Our invited talk this year will be by *Amy Macfarlane* from the WSL Institute for Snow and Avalanche Research SLF, Switzerland :
"Quasi in-situ snow and sea ice interface microstructure measured by micro-computed tomography” - Amy Macfarlane

For more information, please see the following link and the abstract below: https://meetingorganizer.copernicus.org/EGU21/session/39043

We hope to see you in virtual Vienna!

Franziska Koch (BOKU Vienna), Polona Itkin (The Arctic University of Norway), Kristina Keating (Rutgers University), and Emma C. Smith (University of Leeds)

-----------------------------------------------------------------------------------------

**Abstract**

Geophysical and in-situ measurements of the cryosphere offer important baseline datasets, as well as validation for modelling and remote sensing products.
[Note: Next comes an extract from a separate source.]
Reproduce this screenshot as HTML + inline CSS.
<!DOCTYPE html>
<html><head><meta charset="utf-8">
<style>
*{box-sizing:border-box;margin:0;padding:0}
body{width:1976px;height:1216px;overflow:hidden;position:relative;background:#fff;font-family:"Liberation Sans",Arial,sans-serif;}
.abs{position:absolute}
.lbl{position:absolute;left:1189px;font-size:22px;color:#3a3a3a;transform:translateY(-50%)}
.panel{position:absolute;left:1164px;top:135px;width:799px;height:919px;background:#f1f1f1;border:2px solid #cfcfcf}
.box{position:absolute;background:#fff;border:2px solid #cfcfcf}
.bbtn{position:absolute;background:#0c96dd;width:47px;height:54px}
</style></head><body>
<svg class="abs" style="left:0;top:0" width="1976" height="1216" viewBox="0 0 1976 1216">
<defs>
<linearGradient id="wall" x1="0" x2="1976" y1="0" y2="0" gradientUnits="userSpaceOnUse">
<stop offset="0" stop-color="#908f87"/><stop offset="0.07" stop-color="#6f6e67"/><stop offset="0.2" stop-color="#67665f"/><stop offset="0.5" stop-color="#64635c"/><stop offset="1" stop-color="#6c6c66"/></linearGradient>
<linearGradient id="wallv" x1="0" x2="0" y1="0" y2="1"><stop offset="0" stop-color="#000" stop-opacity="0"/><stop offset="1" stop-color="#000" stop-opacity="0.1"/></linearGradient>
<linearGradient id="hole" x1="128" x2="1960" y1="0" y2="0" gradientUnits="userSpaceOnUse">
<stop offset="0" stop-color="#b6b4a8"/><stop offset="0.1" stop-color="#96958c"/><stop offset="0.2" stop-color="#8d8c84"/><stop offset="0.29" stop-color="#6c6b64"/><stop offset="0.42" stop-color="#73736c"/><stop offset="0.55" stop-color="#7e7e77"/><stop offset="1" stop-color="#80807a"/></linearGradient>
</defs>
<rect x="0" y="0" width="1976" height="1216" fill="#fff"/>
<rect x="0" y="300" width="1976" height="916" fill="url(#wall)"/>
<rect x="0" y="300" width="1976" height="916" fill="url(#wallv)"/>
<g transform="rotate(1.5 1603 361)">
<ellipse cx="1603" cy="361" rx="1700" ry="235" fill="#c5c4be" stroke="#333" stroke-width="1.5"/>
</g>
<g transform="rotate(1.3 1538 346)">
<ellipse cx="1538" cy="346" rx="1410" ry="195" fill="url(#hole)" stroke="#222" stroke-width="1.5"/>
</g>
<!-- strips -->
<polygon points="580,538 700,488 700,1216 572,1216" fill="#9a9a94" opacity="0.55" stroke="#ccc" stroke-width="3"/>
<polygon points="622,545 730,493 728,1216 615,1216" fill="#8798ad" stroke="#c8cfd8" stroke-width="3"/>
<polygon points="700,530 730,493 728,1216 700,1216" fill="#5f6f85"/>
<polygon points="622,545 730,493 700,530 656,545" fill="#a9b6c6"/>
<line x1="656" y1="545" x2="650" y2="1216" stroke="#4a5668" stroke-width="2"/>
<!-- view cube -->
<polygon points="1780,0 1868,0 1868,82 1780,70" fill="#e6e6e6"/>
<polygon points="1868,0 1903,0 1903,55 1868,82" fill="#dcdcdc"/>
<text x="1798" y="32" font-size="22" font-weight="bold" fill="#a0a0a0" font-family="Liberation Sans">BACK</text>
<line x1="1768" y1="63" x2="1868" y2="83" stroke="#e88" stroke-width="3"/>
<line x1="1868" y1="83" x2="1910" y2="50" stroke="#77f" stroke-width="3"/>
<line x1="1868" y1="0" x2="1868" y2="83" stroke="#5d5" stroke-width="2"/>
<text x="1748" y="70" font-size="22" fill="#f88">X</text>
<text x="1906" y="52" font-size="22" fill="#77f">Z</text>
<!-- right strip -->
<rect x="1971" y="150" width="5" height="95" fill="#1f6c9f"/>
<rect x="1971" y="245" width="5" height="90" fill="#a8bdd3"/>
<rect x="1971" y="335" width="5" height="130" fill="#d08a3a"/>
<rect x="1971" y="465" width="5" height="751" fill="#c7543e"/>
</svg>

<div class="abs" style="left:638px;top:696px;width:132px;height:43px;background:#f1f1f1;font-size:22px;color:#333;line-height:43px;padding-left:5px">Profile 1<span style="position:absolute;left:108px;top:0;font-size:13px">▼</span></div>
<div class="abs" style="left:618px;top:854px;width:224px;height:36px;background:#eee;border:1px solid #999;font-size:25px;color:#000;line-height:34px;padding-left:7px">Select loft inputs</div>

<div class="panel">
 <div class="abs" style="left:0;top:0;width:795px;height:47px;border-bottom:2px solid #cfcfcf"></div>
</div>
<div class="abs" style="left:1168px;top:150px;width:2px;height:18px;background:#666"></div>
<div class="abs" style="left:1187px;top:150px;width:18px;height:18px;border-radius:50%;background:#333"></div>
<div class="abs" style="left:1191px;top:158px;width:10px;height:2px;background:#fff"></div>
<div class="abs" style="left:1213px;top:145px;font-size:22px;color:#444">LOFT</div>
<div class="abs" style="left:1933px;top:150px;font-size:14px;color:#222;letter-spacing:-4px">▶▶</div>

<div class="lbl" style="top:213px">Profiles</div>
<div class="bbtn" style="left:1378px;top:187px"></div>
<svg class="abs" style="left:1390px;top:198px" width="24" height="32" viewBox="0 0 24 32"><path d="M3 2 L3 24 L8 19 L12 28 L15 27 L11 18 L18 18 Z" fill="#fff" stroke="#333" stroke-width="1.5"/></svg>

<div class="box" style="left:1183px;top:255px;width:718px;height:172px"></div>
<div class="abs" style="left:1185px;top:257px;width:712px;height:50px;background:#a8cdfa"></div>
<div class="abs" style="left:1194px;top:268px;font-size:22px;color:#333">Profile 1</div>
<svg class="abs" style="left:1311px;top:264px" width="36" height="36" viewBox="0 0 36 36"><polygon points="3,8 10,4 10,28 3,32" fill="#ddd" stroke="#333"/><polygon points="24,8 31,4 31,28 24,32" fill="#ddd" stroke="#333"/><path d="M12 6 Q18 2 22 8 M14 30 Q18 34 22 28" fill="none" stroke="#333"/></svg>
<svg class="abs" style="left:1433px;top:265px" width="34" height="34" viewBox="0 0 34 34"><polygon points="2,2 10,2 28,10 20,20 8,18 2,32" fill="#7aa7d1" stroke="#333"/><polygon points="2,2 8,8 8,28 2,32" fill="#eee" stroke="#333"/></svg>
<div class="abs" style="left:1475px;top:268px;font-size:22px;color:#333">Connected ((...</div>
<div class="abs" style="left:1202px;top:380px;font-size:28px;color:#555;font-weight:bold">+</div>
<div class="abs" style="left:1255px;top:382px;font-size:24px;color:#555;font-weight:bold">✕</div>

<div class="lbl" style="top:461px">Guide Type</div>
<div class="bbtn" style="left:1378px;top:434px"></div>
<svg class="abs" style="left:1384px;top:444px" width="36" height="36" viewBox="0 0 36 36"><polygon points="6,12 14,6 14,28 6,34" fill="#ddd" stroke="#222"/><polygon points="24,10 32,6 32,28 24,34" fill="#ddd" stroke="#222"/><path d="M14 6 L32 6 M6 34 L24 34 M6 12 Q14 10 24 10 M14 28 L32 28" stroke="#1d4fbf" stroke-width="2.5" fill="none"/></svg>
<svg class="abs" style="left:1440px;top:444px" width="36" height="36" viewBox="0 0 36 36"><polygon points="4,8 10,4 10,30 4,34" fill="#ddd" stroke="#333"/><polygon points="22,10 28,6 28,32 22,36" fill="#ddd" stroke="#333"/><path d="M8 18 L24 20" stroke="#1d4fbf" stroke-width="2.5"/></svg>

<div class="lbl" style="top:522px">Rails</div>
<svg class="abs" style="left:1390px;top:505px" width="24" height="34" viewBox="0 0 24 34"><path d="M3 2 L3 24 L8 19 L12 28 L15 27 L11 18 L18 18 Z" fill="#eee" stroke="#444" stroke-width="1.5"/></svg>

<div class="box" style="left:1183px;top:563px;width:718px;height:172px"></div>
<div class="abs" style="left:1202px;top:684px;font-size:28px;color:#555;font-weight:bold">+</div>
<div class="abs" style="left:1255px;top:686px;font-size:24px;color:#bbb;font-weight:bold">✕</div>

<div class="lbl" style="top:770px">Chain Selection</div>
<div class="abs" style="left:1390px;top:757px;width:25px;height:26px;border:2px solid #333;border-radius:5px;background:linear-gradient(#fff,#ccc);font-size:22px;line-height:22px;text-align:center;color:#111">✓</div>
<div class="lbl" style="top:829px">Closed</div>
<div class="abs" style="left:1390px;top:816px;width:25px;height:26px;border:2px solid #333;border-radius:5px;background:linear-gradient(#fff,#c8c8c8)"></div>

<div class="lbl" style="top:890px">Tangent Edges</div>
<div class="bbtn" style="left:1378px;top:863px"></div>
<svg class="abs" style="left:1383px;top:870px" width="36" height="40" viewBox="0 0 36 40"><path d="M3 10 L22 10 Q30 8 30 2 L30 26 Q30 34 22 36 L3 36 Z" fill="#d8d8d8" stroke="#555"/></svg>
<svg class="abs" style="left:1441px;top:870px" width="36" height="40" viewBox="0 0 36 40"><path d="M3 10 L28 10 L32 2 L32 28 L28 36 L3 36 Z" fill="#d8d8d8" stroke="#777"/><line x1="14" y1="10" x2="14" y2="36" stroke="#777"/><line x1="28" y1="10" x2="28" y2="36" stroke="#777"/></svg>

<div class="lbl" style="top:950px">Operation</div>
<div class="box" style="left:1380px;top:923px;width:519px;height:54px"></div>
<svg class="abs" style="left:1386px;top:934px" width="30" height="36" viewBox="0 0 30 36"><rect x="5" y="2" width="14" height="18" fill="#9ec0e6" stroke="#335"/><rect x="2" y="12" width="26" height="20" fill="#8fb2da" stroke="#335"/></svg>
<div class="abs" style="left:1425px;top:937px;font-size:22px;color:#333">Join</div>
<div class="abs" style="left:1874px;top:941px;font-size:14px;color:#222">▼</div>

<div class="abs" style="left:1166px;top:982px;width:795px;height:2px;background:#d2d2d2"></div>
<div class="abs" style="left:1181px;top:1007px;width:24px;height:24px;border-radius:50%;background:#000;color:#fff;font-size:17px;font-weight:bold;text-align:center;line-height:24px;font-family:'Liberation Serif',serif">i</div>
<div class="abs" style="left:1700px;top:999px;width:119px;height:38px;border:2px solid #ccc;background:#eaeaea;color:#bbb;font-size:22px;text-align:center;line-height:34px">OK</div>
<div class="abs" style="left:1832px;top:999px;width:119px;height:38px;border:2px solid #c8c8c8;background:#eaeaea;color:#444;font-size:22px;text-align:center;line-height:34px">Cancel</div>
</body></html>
In this session we welcome contributions related to a wide spectrum of methods, including, but not limited to radioglaciology, active and passive seismology, acoustic sounding, Global Navigation Satellite System (GNSS) reflectometry or time delay techniques, cosmic ray neutron sensing, remotely operated vehicle (ROV) or drone applications, geoelectrics, nuclear magnetic resonance (NMR) and methods in radiative transfer (i.e. infrared photography, thermal sounding…).
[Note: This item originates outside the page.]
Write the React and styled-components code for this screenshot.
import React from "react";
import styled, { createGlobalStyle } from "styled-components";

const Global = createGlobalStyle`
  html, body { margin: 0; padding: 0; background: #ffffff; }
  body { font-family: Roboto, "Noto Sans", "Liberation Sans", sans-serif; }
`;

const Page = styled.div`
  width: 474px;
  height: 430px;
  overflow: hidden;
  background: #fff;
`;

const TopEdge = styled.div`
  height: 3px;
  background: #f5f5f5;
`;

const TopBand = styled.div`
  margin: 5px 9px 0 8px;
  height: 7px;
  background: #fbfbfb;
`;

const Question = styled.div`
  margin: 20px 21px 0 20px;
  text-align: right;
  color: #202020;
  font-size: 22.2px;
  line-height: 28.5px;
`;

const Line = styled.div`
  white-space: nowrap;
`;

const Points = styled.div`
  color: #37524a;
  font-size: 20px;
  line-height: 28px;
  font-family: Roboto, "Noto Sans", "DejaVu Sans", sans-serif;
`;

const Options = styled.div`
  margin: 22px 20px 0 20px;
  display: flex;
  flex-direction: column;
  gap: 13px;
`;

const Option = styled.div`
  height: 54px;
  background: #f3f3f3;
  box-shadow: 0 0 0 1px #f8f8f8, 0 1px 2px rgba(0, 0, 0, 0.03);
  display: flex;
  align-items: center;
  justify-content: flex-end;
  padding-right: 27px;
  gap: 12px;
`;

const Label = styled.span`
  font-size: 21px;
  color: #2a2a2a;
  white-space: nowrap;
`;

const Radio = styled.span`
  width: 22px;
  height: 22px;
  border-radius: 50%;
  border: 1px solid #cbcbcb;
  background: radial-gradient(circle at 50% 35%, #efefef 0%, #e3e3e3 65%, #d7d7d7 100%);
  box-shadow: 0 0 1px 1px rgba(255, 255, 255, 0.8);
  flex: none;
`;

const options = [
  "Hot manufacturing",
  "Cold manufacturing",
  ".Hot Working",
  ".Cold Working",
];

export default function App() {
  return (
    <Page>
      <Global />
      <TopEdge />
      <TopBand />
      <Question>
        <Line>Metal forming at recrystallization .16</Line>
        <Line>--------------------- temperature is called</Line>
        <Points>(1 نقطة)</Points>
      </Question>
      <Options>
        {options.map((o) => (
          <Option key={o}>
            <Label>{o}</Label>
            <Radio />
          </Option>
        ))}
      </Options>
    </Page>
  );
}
Contributions could be related to field applications, new approaches in geophysical or in-situ survey techniques, or theoretical advances in data analysis processing or inversion. Case studies from all parts of the cryosphere such as snow and firn, alpine glaciers, ice sheets, glacial and periglacial environments, permafrost, or sea ice, are highly welcome. The focus of the session is to compare experiences in the application, processing, analysis and interpretation of different geophysical and in-situ techniques in these highly complex environments.

This session is offered as a hybrid PICO session, meaning it will allow physical and remote contributions - which we hope will increase the accessibility of this session to a wider range of presenters. The PICO format has proved to be an engaging presentation format for this session in previous years. The session begins with each presenter giving a “quick fire” overview of their research orally, followed by time to discuss and further present their research using interactive screens. This results in rich scientific feedback and is an effective tool for communicating science with high visibility.